Ronan Farrow eventually did get his story run by The New Yorker, and its impact turned out to be shattering. He also found out about some of the depradations of higher-ups at NBC, including Matt Lauer, all of whom are eventually outed. But these revelations are really only part of the larger story. That story is that sexual abuse is ubiquitous at the upper echelons of American business, and that the tentacles of the enabling and then the covering it up extend very far indeed (Weinstein is also one of the major donors to the Democratic Party). And that, in turn, is because the money and the power at the top flow so liberally and are used with such abandon that they usually succeed in keeping the dirty secrets from coming out.
Usually. But not this time. Thanks to Ronan Farrow, and David Remnick at The New Yorker, the piece that Farrow had assembled ran there on October 17, 2017 and blew the elaborate cover machinery out of the water. And the reader of Catch and Kill is finally satisfied that not only the serial rapist that is Harvey Weinstein faced his accusers and justice (he is currently on trial), but that the enablers at NBC were outed as well. Including the star Today show host, Matt Lauer.

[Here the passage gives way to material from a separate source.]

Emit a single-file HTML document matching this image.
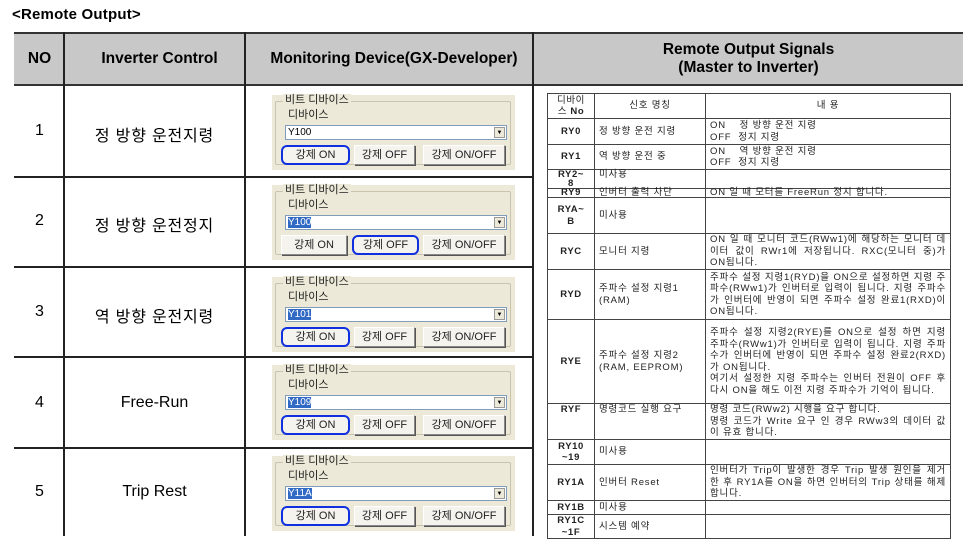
<!DOCTYPE html>
<html><head><meta charset="utf-8"><style>
*{margin:0;padding:0;box-sizing:border-box}
body{width:970px;height:547px;background:#fff;position:relative;overflow:hidden;font-family:"Liberation Sans","Noto Sans CJK KR",sans-serif;color:#000}
.a{position:absolute}
.t{font-weight:bold;font-size:15px;left:12px;top:6px;letter-spacing:0.2px}
.hd{background:#c8c8c8;top:32px;height:54px;border-top:2px solid #333;border-bottom:2px solid #333}
.vl{width:2px;background:#222}
.hl{height:2px;background:#222;left:14px;width:520px}
.ht{font-weight:bold;font-size:15.5px;text-align:center}
.ct{font-size:16px;text-align:center}
.k{letter-spacing:0.8px}
.pn{background:#ece9d8;width:243px;height:75px;left:272px}
.gb{position:absolute;left:3px;top:6px;width:236px;height:64px;border:1px solid #c8c4b0;border-radius:2px}
.gl{position:absolute;left:7px;top:-8px;font-size:11px;line-height:13px;background:#ece9d8;padding:0 2px;color:#222}
.dl{position:absolute;left:16px;top:14px;font-size:11px;line-height:13px;color:#222}
.cb{position:absolute;left:13px;top:30px;width:222px;height:15px;background:#fff;border:1px solid #7f9db9;font-size:10px;line-height:13px;padding-left:2px}
.cb span.s{background:#316ac5;color:#fff}
.dd{position:absolute;right:1px;top:1px;width:11px;height:11px;background:#ece9d8;border:1px solid #999;font-size:6px;text-align:center;line-height:10px}
.bt{position:absolute;top:50px;height:20px;background:#f4f3ee;border:1px solid #888;border-top-color:#fff;border-left-color:#fff;box-shadow:1px 1px 0 #555;font-size:11px;text-align:center;line-height:18px;color:#222}
.bt.f{border:2px solid #1030e0;border-radius:6px;box-shadow:none;line-height:16px}
table.n{position:absolute;left:547px;top:93px;width:404px;border-collapse:collapse;font-size:9.5px;line-height:11.5px;color:#222;letter-spacing:0.8px}
table.n td{border:1px solid #444;padding:0 4px;vertical-align:middle}
table.n td:first-child{text-align:center;font-weight:bold;width:47px;padding:0 2px;letter-spacing:0.6px}
table.n td:nth-child(2){width:111px}
table.n td:nth-child(3){text-align:justify}
</style></head><body>
<div class="a t">&lt;Remote Output&gt;</div>
<div class="a hd" style="left:14px;width:949px"></div>
<div class="a ht" style="left:14px;width:51px;top:50px">NO</div>
<div class="a ht" style="left:65px;width:189px;top:50px">Inverter Control</div>
<div class="a ht" style="left:254px;width:280px;top:50px">Monitoring Device(GX-Developer)</div>
<div class="a ht" style="left:534px;width:429px;top:41px;line-height:18px">Remote Output Signals<br>(Master to Inverter)</div>
<div class="a vl" style="left:63px;top:32px;height:504px"></div>
<div class="a vl" style="left:244px;top:32px;height:504px"></div>
<div class="a vl" style="left:532px;top:32px;height:504px"></div>
<div class="a hl" style="top:176px"></div>
<div class="a hl" style="top:266px"></div>
<div class="a hl" style="top:356px"></div>
<div class="a hl" style="top:447px"></div>

<div class="a ct" style="left:14px;width:51px;top:122px">1</div>
<div class="a ct k" style="left:65px;width:179px;top:122px">정 방향 운전지령</div>
<div class="a ct" style="left:14px;width:51px;top:212px">2</div>
<div class="a ct k" style="left:65px;width:179px;top:212px">정 방향 운전정지</div>
<div class="a ct" style="left:14px;width:51px;top:303px">3</div>
<div class="a ct k" style="left:65px;width:179px;top:303px">역 방향 운전지령</div>
<div class="a ct" style="left:14px;width:51px;top:394px">4</div>
<div class="a ct" style="left:65px;width:179px;top:394px">Free-Run</div>
<div class="a ct" style="left:14px;width:51px;top:483px">5</div>
<div class="a ct" style="left:65px;width:179px;top:483px">Trip Rest</div>

<div class="a pn" style="top:95px"><div class="gb"><span class="gl">비트 디바이스</span></div><div class="dl">디바이스</div><div class="cb">Y100<div class="dd">▼</div></div>
<div class="bt f" style="left:9px;width:69px">강제 ON</div><div class="bt" style="left:82px;width:61px">강제 OFF</div><div class="bt" style="left:151px;width:82px">강제 ON/OFF</div></div>

<div class="a pn" style="top:185px"><div class="gb"><span class="gl">비트 디바이스</span></div><div class="dl">디바이스</div><div class="cb"><span class="s">Y100</span><div class="dd">▼</div></div>
<div class="bt" style="left:9px;width:66px">강제 ON</div><div class="bt f" style="left:80px;width:67px">강제 OFF</div><div class="bt" style="left:151px;width:82px">강제 ON/OFF</div></div>

<div class="a pn" style="top:277px"><div class="gb"><span class="gl">비트 디바이스</span></div><div class="dl">디바이스</div><div class="cb"><span class="s">Y101</span><div class="dd">▼</div></div>
<div class="bt f" style="left:9px;width:69px">강제 ON</div><div class="bt" style="left:82px;width:61px">강제 OFF</div><div class="bt" style="left:151px;width:82px">강제 ON/OFF</div></div>

<div class="a pn" style="top:365px"><div class="gb"><span class="gl">비트 디바이스</span></div><div class="dl">디바이스</div><div class="cb"><span class="s">Y109</span><div class="dd">▼</div></div>
<div class="bt f" style="left:9px;width:69px">강제 ON</div><div class="bt" style="left:82px;width:61px">강제 OFF</div><div class="bt" style="left:151px;width:82px">강제 ON/OFF</div></div>

<div class="a pn" style="top:456px"><div class="gb"><span class="gl">비트 디바이스</span></div><div class="dl">디바이스</div><div class="cb"><span class="s">Y11A</span><div class="dd">▼</div></div>
<div class="bt f" style="left:9px;width:69px">강제 ON</div><div class="bt" style="left:82px;width:61px">강제 OFF</div><div class="bt" style="left:151px;width:82px">강제 ON/OFF</div></div>

<table class="n">
<tr style="height:25px"><td style="font-weight:normal">디바이<br>스 <b>No</b></td><td style="text-align:center">신호 명칭</td><td style="text-align:center">내 용</td></tr>
<tr style="height:26px"><td>RY0</td><td>정 방향 운전 지령</td><td>ON &nbsp;&nbsp; 정 방향 운전 지령<br>OFF &nbsp;정지 지령</td></tr>
<tr style="height:25px"><td>RY1</td><td>역 방향 운전 중</td><td>ON &nbsp;&nbsp; 역 방향 운전 지령<br>OFF &nbsp;정지 지령</td></tr>
<tr style="height:17px"><td style="line-height:9px">RY2~<br>8</td><td style="vertical-align:top;line-height:10px">미사용</td><td></td></tr>
<tr style="height:9px"><td style="line-height:8px">RY9</td><td style="line-height:8px">인버터 출력 차단</td><td style="line-height:8px">ON 일 때 모터를 FreeRun 정지 합니다.</td></tr>
<tr style="height:36px"><td>RYA~<br>B</td><td>미사용</td><td></td></tr>
<tr style="height:36px"><td>RYC</td><td>모니터 지령</td><td>ON 일 때 모니터 코드(RWw1)에 해당하는 모니터 데이터 값이 RWr1에 저장됩니다. RXC(모니터 중)가 ON됩니다.</td></tr>
<tr style="height:50px"><td>RYD</td><td>주파수 설정 지령1<br>(RAM)</td><td>주파수 설정 지령1(RYD)을 ON으로 설정하면 지령 주파수(RWw1)가 인버터로 입력이 됩니다. 지령 주파수가 인버터에 반영이 되면 주파수 설정 완료1(RXD)이 ON됩니다.</td></tr>
<tr style="height:84px"><td>RYE</td><td>주파수 설정 지령2<br>(RAM, EEPROM)</td><td>주파수 설정 지령2(RYE)를 ON으로 설정 하면 지령 주파수(RWw1)가 인버터로 입력이 됩니다. 지령 주파수가 인버터에 반영이 되면 주파수 설정 완료2(RXD)가 ON됩니다.<br>여기서 설정한 지령 주파수는 인버터 전원이 OFF 후 다시 ON을 해도 이전 지령 주파수가 기억이 됩니다.</td></tr>
<tr style="height:36px"><td style="vertical-align:top">RYF</td><td style="vertical-align:top">명령코드 실행 요구</td><td>명령 코드(RWw2) 시행을 요구 합니다.<br>명령 코드가 Write 요구 인 경우 RWw3의 데이터 값이 유효 합니다.</td></tr>
<tr style="height:25px"><td>RY10<br>~19</td><td>미사용</td><td></td></tr>
<tr style="height:36px"><td>RY1A</td><td>인버터 Reset</td><td>인버터가 Trip이 발생한 경우 Trip 발생 원인을 제거 한 후 RY1A를 ON을 하면 인버터의 Trip 상태를 해제합니다.</td></tr>
<tr style="height:14px"><td style="line-height:11px">RY1B</td><td style="line-height:11px">미사용</td><td></td></tr>
<tr style="height:24px"><td>RY1C<br>~1F</td><td>시스템 예약</td><td></td></tr>
</table>
</body></html>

American Factory reveals a related but different story. There, the ‘big man’ seems incidental to the main narrative, which is to expose the problems in American factory closings of recent years (the plant that Fusao takes over was a General Motors plant that went belly up in 2008, costing thousands of Dayton workers their jobs), and the need for American companies and workers to compete with cheap labor in China and elsewhere. The Chinese bosses show their contempt for ‘soft’ Americans who require coffee breaks, lunch hours, and weekends off. American workers, in turn, complain about the low pay (one worker notes that he was paid $29/hour at GM, and $14/hour for a similar job at Fusao.) The Chairman expresses doubt that the Americans will ever be able to keep up with Chinese worker zeal and willingness to sacrifice for the good of the company. So to help “train” the Americans in good worker practice, he sends a delegation of workers to China to see how things are done. This becomes an eye-opening journey for both the workers and the film’s audience.

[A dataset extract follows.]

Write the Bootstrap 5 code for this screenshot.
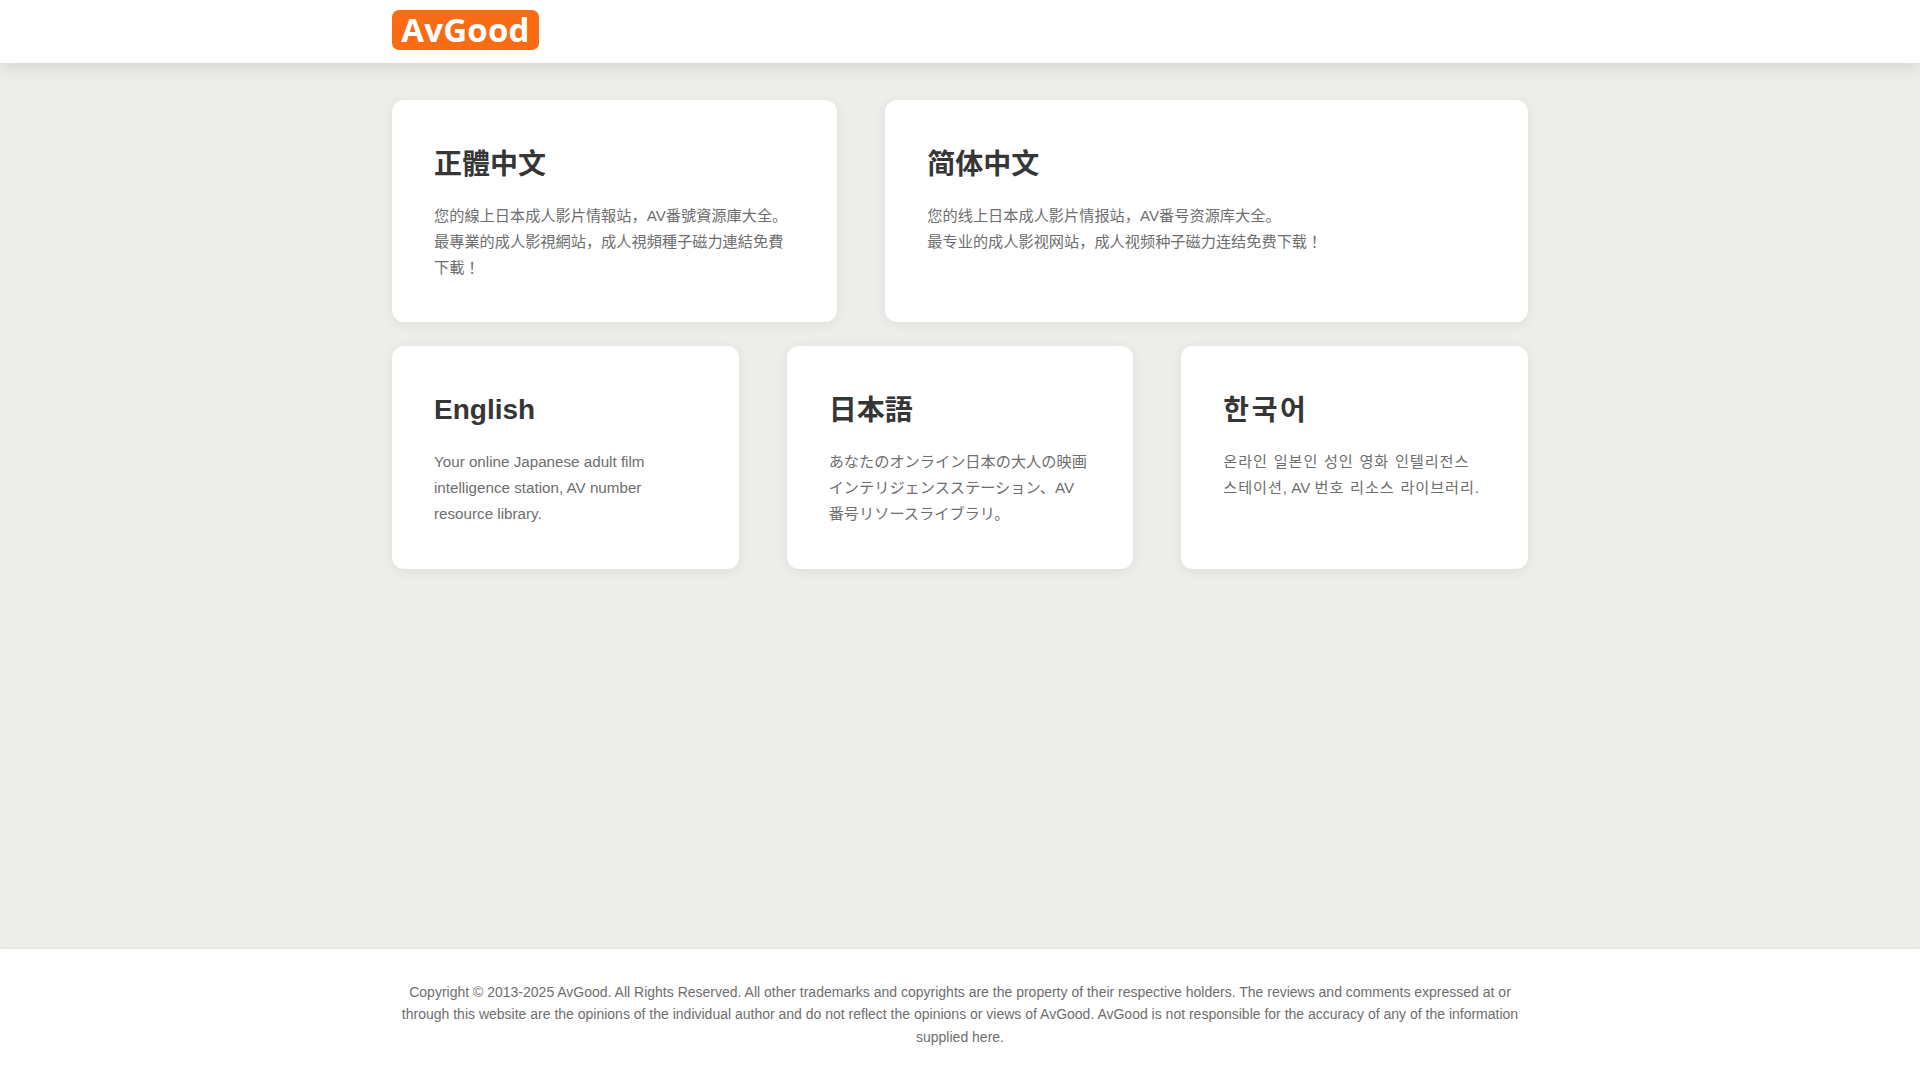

We see constant reinforcement of the idea that Chairman Cao has become a god-like figure, at least according to the songs and dances and constant adulation that is heaped upon him. Children dance and sing and hop about with great joy and precision, and adult dancers sing “happy happy” with abandon. All is done to express the great happiness that is brought to the underlings by the Chairman. His beneficence knows no bounds (even though what really happens is that both men and women leave their families in the countryside for years for the ‘opportunity’ to work at Fusao in the city). In this ‘brave new world’ in China, it seems the required posture is smiley dancing workers, unable to contain their joy about having been allowed to work themselves to death eighteen hours a day, including weekends. And hovering over it all, smiling benignly (one knows there is an iron fist beneath the grin, for it comes out when raking over the lazy Americans, and excoriating their temerity in calling for a union), is the great Chairman, strolling proudly through his factories, decked out in celebratory ribbons and oozing the fat satisfaction of the global billionaire.
In short, Cao Dewang, the great Chairman, is another of the world’s ‘big men.’ And he reveals that, like his American counterparts, he will brook no refusal on the part of workers to sacrifice all for his enterprise. When the workers try to lobby for the ‘right’ to have a union, he calls in a major union-busting firm to spread as much disinformation as it takes to crush it. And crush it he does: the workers vote against allowing union representation, i.e against their own self-interest. Then, of course, he fires those who have been the main proponents of the union, including one female forklift driver, who has just managed to get herself a real apartment (she had been living in her sister’s basement). She is the most charismatic figure in the film, but she suffers for her courage in trying to better the lot of herself and her fellow workers. In the global marketplace as it now exists, unions are characterized as halting progress—e.g. manufacturing that can compete with the poorest laborers on the planet. And they therefore must dance and sing their gratitude to the ‘big men’ who allow them the opportunity to live, if only barely. Anyone who objects, who tries to speak up and organize for better conditions, is, one way or the other, quickly dispensed with.
We in America have grown used to the idea that somehow the little guy always gets a chance, that the equality and fairness and justice of the overall system wins out over greed and cruelty and power in the end. But the story of ‘big men’ and what they see as their divine right to do whatever they choose and be revered for it, should provide a counter-narrative to this nice story. Vigilance is required; vigilance and organization and courage are always required to keep the bigs in check. For when they are not, the outcome is always rape, in one form or another.